Las últimas lluvias han disuelto la oscura neblina, los coches avanzan donde antes había atascos, los ubicuos andamios se han retirado y se han inaugurado líneas de metro y la nueva terminal del aeropuerto. Pekín luce preciosa a una semana de su cita con el mundo y la Historia. Pero la obsesión por la seguridad amenaza con arruinar el esfuerzo y apuntalar los prejuicios que China debía enterrar.

Pekín muestra músculo periódicamente. La Asamblea Nacional Popular y los congresos del Partido Comunista Chino vienen acompañados de altas concentraciones de uniformes, cortes de calles, cierres de tiendas de falsificaciones y registros de bolsos en Tiananmén. A eso están acostumbrados los pequineses, pero es dudoso que los visitantes lo asuman con buen tono. También se encierra a disidentes y persigue a peticionarios, campesinos con tremendas injusticias que pretenden denunciar en la capital. Todo eso se ve estos días, pero en una versión exagerada. Se han desplegado misiles tierra-aire en las proximidades del estadio olímpico, y de la seguridad se encargarán 400.000 soldados y policías, además de 300.000 voluntarios.

La seguridad ha echado a mucha gente de la ciudad. Miles de emigrantes rurales de imagen poco lustrosa se han ido por el cierre de las obras que los empleaban. La comunidad negra que monopolizaba el menudeo de drogas en el barrio occidental de Sanlitun se ha esfumado junto a mendigos y prostitutas mongolas.

Limpias parecidas son comunes en todas las sedes, pero lo que provocaba chanzas se eleva aquí a graves violaciones de derechos humanos. El South China Morning Post, un diario de Hong Kong habitualmente serio, denunció por un grueso error de traducción que los bares iban a prohibir la entrada a los negros.

También ha sido criticada la política de visados, tradicionalmente laxa en China. No se les ha renovado a muchos extranjeros que llevaban años viviendo en Pekín, algunos con antiguos negocios y familia. Los que permanecen suelen ser abordados por la policía en bares y calles para que muestren sus permisos de residencia. Los registros indiscriminados son habituales en las vías de acceso a la ciudad o en el metro. La vida, habitualmente plácida en Pekín, se está complicando. Un alto responsable de seguridad chino pidió recientemente comprensión: el bien superior de la seguridad justifica algunas molestias, razonó.

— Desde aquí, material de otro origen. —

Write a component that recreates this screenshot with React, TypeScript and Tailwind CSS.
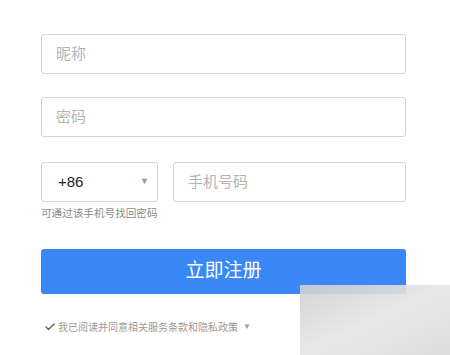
import { Check } from 'lucide-react';

const cjk = { fontFamily: '"Liberation Sans", "Noto Sans CJK SC", sans-serif' };

function Feld({ platzhalter, className = '' }: { platzhalter: string; className?: string }) {
  return (
    <div
      className={`flex h-[40px] items-center rounded-[3px] border border-[#d4d4d4] bg-white px-[14px] text-[15px] text-[#b3b3b3] ${className}`}
    >
      {platzhalter}
    </div>
  );
}

export default function App() {
  return (
    <div className="relative h-[355px] w-[450px] overflow-hidden bg-white" style={cjk}>
      <div className="flex flex-col px-[41px] pt-[34px] pr-[44px]">
        <Feld platzhalter="昵称" />
        <Feld platzhalter="密码" className="mt-[23px] border-[#bdbdbd]" />
        <div className="mt-[25px] flex gap-[15px]">
          <div className="flex h-[40px] w-[117px] items-center justify-between rounded-[3px] border border-[#d4d4d4] pl-[16px] pr-[8px] text-[15px] text-[#222]">
            <span>+86</span>
            <span className="text-[9px] text-[#999]">▼</span>
          </div>
          <Feld platzhalter="手机号码" className="flex-1" />
        </div>
        <div className="mt-[4px] text-[10.6px] text-[#8a8a8a]">可通过该手机号找回密码</div>
        <button className="mt-[27px] flex h-[45px] items-center justify-center rounded-[3px] bg-[#3a88f6] text-[19px] text-white">
          立即注册
        </button>
        <div className="mt-[26px] flex items-center gap-[2px] pl-[3px] text-[10px] text-[#9a9a9a]">
          <Check className="h-[12px] w-[12px] text-[#555]" strokeWidth={2.5} />
          <span>我已阅读并同意相关服务条款和隐私政策</span>
          <span className="ml-[3px] text-[8px]">▼</span>
        </div>
      </div>
      <div className="absolute left-[300px] top-[285px] h-[70px] w-[150px] bg-gradient-to-br from-[#cfcfcf] via-[#e6e6e6] to-[#d9d9d9] opacity-90" />
    </div>
  );
}
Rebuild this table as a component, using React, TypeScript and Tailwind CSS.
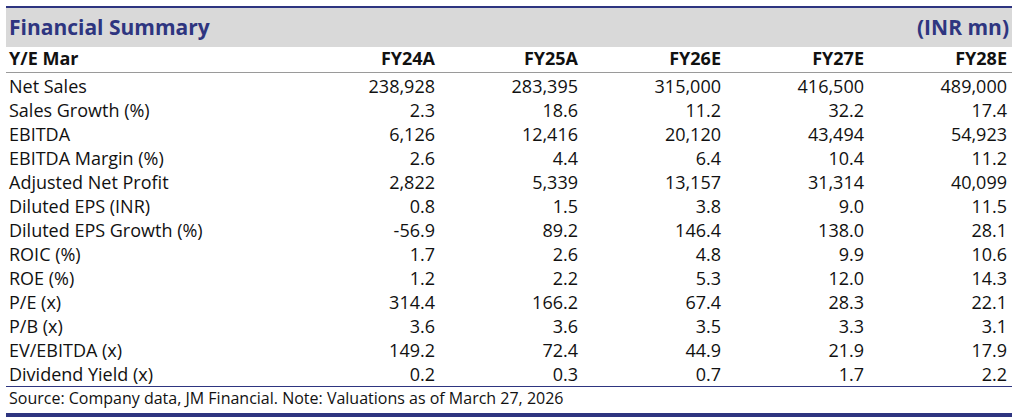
import React from 'react';

const years = ['FY24A', 'FY25A', 'FY26E', 'FY27E', 'FY28E'];

const rows: [string, string[]][] = [
  ['Net Sales', ['238,928', '283,395', '315,000', '416,500', '489,000']],
  ['Sales Growth (%)', ['2.3', '18.6', '11.2', '32.2', '17.4']],
  ['EBITDA', ['6,126', '12,416', '20,120', '43,494', '54,923']],
  ['EBITDA Margin (%)', ['2.6', '4.4', '6.4', '10.4', '11.2']],
  ['Adjusted Net Profit', ['2,822', '5,339', '13,157', '31,314', '40,099']],
  ['Diluted EPS (INR)', ['0.8', '1.5', '3.8', '9.0', '11.5']],
  ['Diluted EPS Growth (%)', ['-56.9', '89.2', '146.4', '138.0', '28.1']],
  ['ROIC (%)', ['1.7', '2.6', '4.8', '9.9', '10.6']],
  ['ROE (%)', ['1.2', '2.2', '5.3', '12.0', '14.3']],
  ['P/E (x)', ['314.4', '166.2', '67.4', '28.3', '22.1']],
  ['P/B (x)', ['3.6', '3.6', '3.5', '3.3', '3.1']],
  ['EV/EBITDA (x)', ['149.2', '72.4', '44.9', '21.9', '17.9']],
  ['Dividend Yield (x)', ['0.2', '0.3', '0.7', '1.7', '2.2']],
];

const App: React.FC = () => {
  return (
    <div
      className="w-[1024px] h-[417px] bg-white pt-[6px] px-[6px] text-[#111] overflow-hidden"
      style={{ fontFamily: '"Open Sans", Lato, sans-serif' }}
    >
      <div className="w-[1006px]">
        {/* Title band */}
        <div className="border-t-2 border-[#2e3580] bg-[#d9d9d9] h-[41px] flex items-center justify-between px-[3px] text-[#2e3580] text-[21px] font-bold">
          <span>Financial Summary</span>
          <span>(INR mn)</span>
        </div>

        {/* Column header */}
        <div className="grid grid-cols-[288px_repeat(5,143px)] h-[26px] leading-[22px] border-b border-[#9a9a9a] text-[18px] font-bold">
          <span className="pl-[3px]">Y/E Mar</span>
          {years.map((y) => (
            <span key={y} className="text-right pr-[2px]">{y}</span>
          ))}
        </div>

        {/* Data rows */}
        <div className="pb-[1px] border-b border-[#2e3580]">
          {rows.map(([label, vals]) => (
            <div key={label} className="grid grid-cols-[288px_repeat(5,143px)] h-[24px] pt-[3px] leading-[20px] text-[18px]">
              <span className="pl-[3px]">{label}</span>
              {vals.map((v, i) => (
                <span key={i} className="text-right pr-[2px]">{v}</span>
              ))}
            </div>
          ))}
        </div>

        {/* Footer */}
        <div className="h-[30px] pl-[3px] text-[16px] leading-[22px] border-b-[4px] border-[#2e3580]">
          Source: Company data, JM Financial. Note: Valuations as of March 27, 2026
        </div>
      </div>
    </div>
  );
};

export default App;
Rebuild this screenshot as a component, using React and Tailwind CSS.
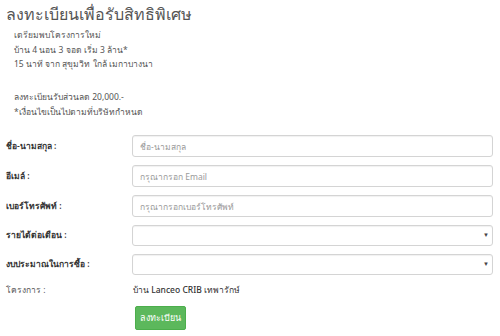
import React from "react";

const fields = [
  { label: "ชื่อ-นามสกุล :", placeholder: "ชื่อ-นามสกุล" },
  { label: "อีเมล์ :", placeholder: "กรุณากรอก Email" },
  { label: "เบอร์โทรศัพท์ :", placeholder: "กรุณากรอกเบอร์โทรศัพท์" },
];

const selects = ["รายได้ต่อเดือน :", "งบประมาณในการซื้อ :"];

function Row({ label, children, className = "" }) {
  return (
    <div className={`flex items-center ${className}`}>
      <div className="w-[132px] shrink-0 pl-[6px] text-[8.5px] font-semibold text-[#333]">{label}</div>
      {children}
    </div>
  );
}

export default function App() {
  return (
    <div className="h-[336px] w-[500px] overflow-hidden bg-white font-['Noto_Sans',sans-serif] text-[#444]">
      <h2 className="m-0 pl-[6px] pt-[3px] text-[16px] leading-[22px] font-normal text-[#555]">
        ลงทะเบียนเพื่อรับสิทธิพิเศษ
      </h2>
      <div className="mt-[3px] pl-[14px] text-[8.5px] leading-[14.5px] text-[#555]">
        <p className="m-0">เตรียมพบโครงการใหม่</p>
        <p className="m-0">บ้าน 4 นอน 3 จอด เริ่ม 3 ล้าน*</p>
        <p className="m-0">15 นาที จาก สุขุมวิท ใกล้ เมกาบางนา</p>
        <p className="m-0 mt-[18.5px]">ลงทะเบียนรับส่วนลด 20,000.-</p>
        <p className="m-0">*เงื่อนไขเป็นไปตามที่บริษัทกำหนด</p>
      </div>

      <div className="mt-[16px]">
        {fields.map((f) => (
          <Row key={f.label} label={f.label} className="mb-[8px]">
            <input
              placeholder={f.placeholder}
              className="h-[22px] w-[361px] rounded-[3px] border border-[#d4d4d4] bg-white px-[7px] text-[8.5px] text-[#555] shadow-[inset_0_1px_1px_rgba(0,0,0,0.06)] outline-none placeholder:text-[#9a9a9a]"
            />
          </Row>
        ))}
        {selects.map((s, i) => (
          <Row key={s} label={s} className={i === 0 ? "mb-[8px]" : ""}>
            <div className="relative h-[21px] w-[361px] rounded-[3px] border border-[#d4d4d4] bg-white shadow-[inset_0_1px_1px_rgba(0,0,0,0.06)]">
              <span className="absolute right-[3px] top-[6px] text-[6px] leading-none text-[#444]">▼</span>
            </div>
          </Row>
        ))}
        <div className="mt-[9px] flex items-center">
          <div className="w-[133px] shrink-0 pl-[6px] text-[8.5px] text-[#555]">โครงการ :</div>
          <div className="text-[8.5px] font-medium text-[#333]">บ้าน Lanceo CRIB เทพารักษ์</div>
        </div>
        <div className="mt-[9px] pl-[135px]">
          <button
            type="button"
            className="flex h-[24px] w-[51px] items-center justify-center rounded-[2px] border border-[#4cae4c] bg-[#5cb85c] text-[9px] text-white"
          >
            ลงทะเบียน
          </button>
        </div>
      </div>
    </div>
  );
}
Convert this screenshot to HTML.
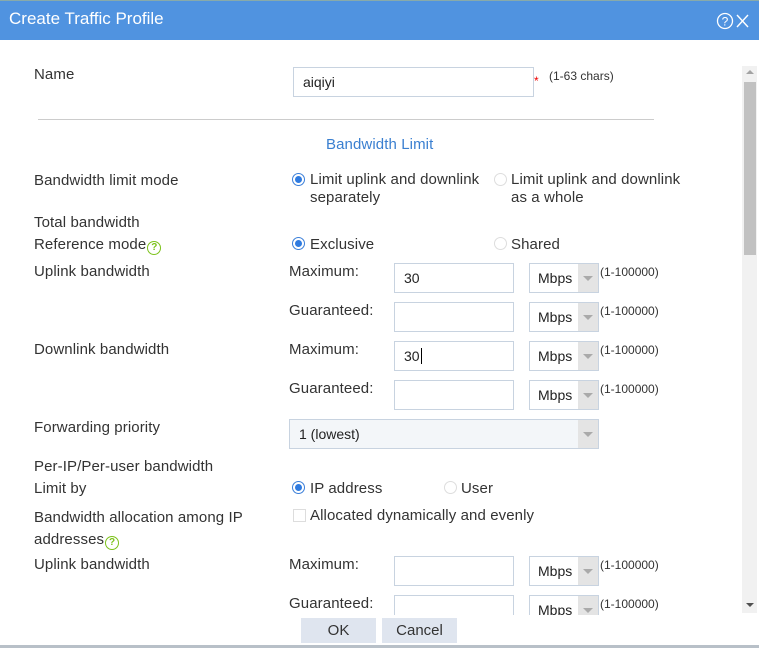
<!DOCTYPE html>
<html><head><meta charset="utf-8"><style>
*{box-sizing:border-box;margin:0;padding:0}
body{width:759px;height:648px;overflow:hidden;background:#fff;font-family:"Liberation Sans",sans-serif;font-size:14px;color:#333;position:relative}
.a{position:absolute;white-space:nowrap;line-height:18px;font-size:15px;letter-spacing:0.1px;margin-top:1px}
.hd{position:absolute;left:0;top:0;width:759px;height:40px;background:#5093e0;border-top:1px solid #8aa;}
.in{position:absolute;border:1px solid #c8d3e0;background:#fff;height:30px;padding-left:9px;line-height:28px;font-size:14px;color:#222}
.sel{position:absolute;width:70px;height:30px;border:1px solid #c8d3e0;background:#fff}
.sel span{position:absolute;left:8px;top:6px;font-size:14px;color:#222}
.sel i{position:absolute;right:0;top:0;width:20px;height:28px;background:#e4e4e4}
.sel i:after,.fs i:after{content:"";position:absolute;left:5px;top:12px;border-left:5px solid transparent;border-right:5px solid transparent;border-top:5px solid #aaa}
.rg{position:absolute;font-size:12px;color:#333}
.r{position:absolute;width:13px;height:13px;border-radius:50%;border:1px solid #ddd;background:#fff}
.r.on{border-color:#3b7fd9}
.r.on:after{content:"";position:absolute;left:2px;top:2px;width:7px;height:7px;border-radius:50%;background:#2f7be0}
.q{display:inline-block;width:14px;height:14px;border-radius:50%;border:1.5px solid #7cc21b;color:#7cc21b;font-size:10px;line-height:11px;text-align:center;font-weight:bold;vertical-align:-1px;margin-left:1px;letter-spacing:0}
.btn{position:absolute;top:618px;height:25px;width:75px;background:#dfe5ef;text-align:center;line-height:25px;font-size:15px;color:#333}
</style></head><body>
<div class="hd"></div>
<div class="a" style="left:9px;top:8px;color:#fff;font-size:17px;line-height:20px;letter-spacing:0">Create Traffic Profile</div>
<svg style="position:absolute;left:716px;top:12px" width="36" height="18"><circle cx="9" cy="9" r="7.5" fill="none" stroke="#fff" stroke-width="1.3"/><text x="9" y="13.5" fill="#fff" font-size="12" text-anchor="middle" font-family="Liberation Sans">?</text><path d="M21 3L32 15M32 3L21 15" stroke="#fff" stroke-width="1.4"/></svg>
<div style="position:absolute;left:742px;top:66px;width:15px;height:547px;background:#f1f1f1"></div>
<div style="position:absolute;left:744px;top:82px;width:12px;height:173px;background:#c1c1c1"></div>
<div style="position:absolute;left:746px;top:70px;border-left:4px solid transparent;border-right:4px solid transparent;border-bottom:4px solid #a3a3a3"></div>
<div style="position:absolute;left:746px;top:603px;border-left:4px solid transparent;border-right:4px solid transparent;border-top:4px solid #505050"></div>

<div class="a" style="left:34px;top:65px">Name</div>
<div class="in" style="left:293px;top:67px;width:241px">aiqiyi</div>
<div class="a" style="left:534px;top:71px;color:#e00;font-size:12px">*</div>
<div class="rg" style="left:549px;top:69px">(1-63 chars)</div>
<div style="position:absolute;left:38px;top:119px;width:616px;height:1px;background:#ccc"></div>
<div class="a" style="left:326px;top:135px;color:#3a7fd0">Bandwidth Limit</div>

<div class="a" style="left:34px;top:171px">Bandwidth limit mode</div>
<div class="r on" style="left:292px;top:173px"></div>
<div class="a" style="left:310px;top:170px">Limit uplink and downlink<br>separately</div>
<div class="r" style="left:494px;top:173px"></div>
<div class="a" style="left:511px;top:170px">Limit uplink and downlink<br>as a whole</div>

<div class="a" style="left:34px;top:213px">Total bandwidth</div>
<div class="a" style="left:34px;top:235px">Reference mode<span class="q">?</span></div>
<div class="r on" style="left:292px;top:237px"></div>
<div class="a" style="left:310px;top:235px">Exclusive</div>
<div class="r" style="left:494px;top:237px"></div>
<div class="a" style="left:511px;top:235px">Shared</div>

<div class="a" style="left:34px;top:262px">Uplink bandwidth</div>
<div class="a" style="left:289px;top:262px">Maximum:</div>
<div class="in" style="left:394px;top:263px;width:120px">30</div>
<div class="sel" style="left:529px;top:263px"><span>Mbps</span><i></i></div>
<div class="rg" style="left:600px;top:265px">(1-100000)</div>
<div class="a" style="left:289px;top:301px">Guaranteed:</div>
<div class="in" style="left:394px;top:302px;width:120px"></div>
<div class="sel" style="left:529px;top:302px"><span>Mbps</span><i></i></div>
<div class="rg" style="left:600px;top:304px">(1-100000)</div>

<div class="a" style="left:34px;top:340px">Downlink bandwidth</div>
<div class="a" style="left:289px;top:340px">Maximum:</div>
<div class="in" style="left:394px;top:341px;width:120px">30<span style="border-left:1px solid #000;margin-left:1px"></span></div>
<div class="sel" style="left:529px;top:341px"><span>Mbps</span><i></i></div>
<div class="rg" style="left:600px;top:343px">(1-100000)</div>
<div class="a" style="left:289px;top:379px">Guaranteed:</div>
<div class="in" style="left:394px;top:380px;width:120px"></div>
<div class="sel" style="left:529px;top:380px"><span>Mbps</span><i></i></div>
<div class="rg" style="left:600px;top:382px">(1-100000)</div>

<div class="a" style="left:34px;top:418px">Forwarding priority</div>
<div class="fs" style="position:absolute;left:289px;top:419px;width:310px;height:30px;border:1px solid #c8d3e0;background:#f3f6f9"><span style="position:absolute;left:9px;top:6px;color:#222">1 (lowest)</span><i style="position:absolute;right:0;top:0;width:20px;height:28px;background:#e4e4e4"></i></div>

<div class="a" style="left:34px;top:457px">Per-IP/Per-user bandwidth</div>
<div class="a" style="left:34px;top:479px">Limit by</div>
<div class="r on" style="left:292px;top:481px"></div>
<div class="a" style="left:310px;top:479px">IP address</div>
<div class="r" style="left:444px;top:481px"></div>
<div class="a" style="left:461px;top:479px">User</div>

<div class="a" style="left:34px;top:506px;line-height:22px">Bandwidth allocation among IP<br>addresses<span class="q">?</span></div>
<div style="position:absolute;left:293px;top:509px;width:13px;height:13px;border:1px solid #ddd"></div>
<div class="a" style="left:310px;top:506px">Allocated dynamically and evenly</div>

<div class="a" style="left:34px;top:555px">Uplink bandwidth</div>
<div class="a" style="left:289px;top:555px">Maximum:</div>
<div class="in" style="left:394px;top:556px;width:120px"></div>
<div class="sel" style="left:529px;top:556px"><span>Mbps</span><i></i></div>
<div class="rg" style="left:600px;top:558px">(1-100000)</div>
<div style="position:absolute;left:0;top:594px;width:740px;height:21px;overflow:hidden">
<div class="a" style="left:289px;top:0px">Guaranteed:</div>
<div class="in" style="left:394px;top:1px;width:120px"></div>
<div class="sel" style="left:529px;top:1px"><span>Mbps</span><i></i></div>
<div class="rg" style="left:600px;top:3px">(1-100000)</div>
</div>
<div class="btn" style="left:301px">OK</div>
<div class="btn" style="left:382px">Cancel</div>
<div style="position:absolute;left:0;top:645px;width:759px;height:3px;background:#b8c0c8"></div>
</body></html>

Esa obsesión está disminuyendo la oferta lúdica de Pekín, tan rica como la de cualquier capital europea. La petición de independencia del Tíbet por parte de la cantante islandesa Bjork en un reciente concierto en Shanghái canceló festivales de música y dificultó la actuación de artistas extranjeros.

La policía ha cerrado bares de música en directo y terrazas, con arreglo a unos reglamentos que siempre se habían ignorado. Las concurridas discotecas del entorno del Estadio de los Trabajadores reabrirán tras los JJ.OO. Otros locales han bajado la persiana porque sus propietarios extranjeros no pudieron renovar sus visados. La falta de actos culturales llevará a la revista City Weekend, una guía del ocio mensual pequinesa, a sacar un número conjunto de agosto y septiembre. Hay temor a que se cumpla la ley, vigente, que obliga a cerrar a las dos de la mañana. La policía se reúne semanalmente con los propietarios de zonas como Gulou para recordarles que deben cumplir los horarios, echar a los borrachos y denunciar a los sospechosos.

Existe un riesgo alto de que los visitantes se encuentren una ciudad de fachada resplandeciente pero sin vida, gris y reprimida. Justo la imagen que alimenta Occidente. La obsesión china es la seguridad y con esa apuesta puede apuntalar los prejuicios que la gigantesca operación de relaciones públicas olímpica debía derribar.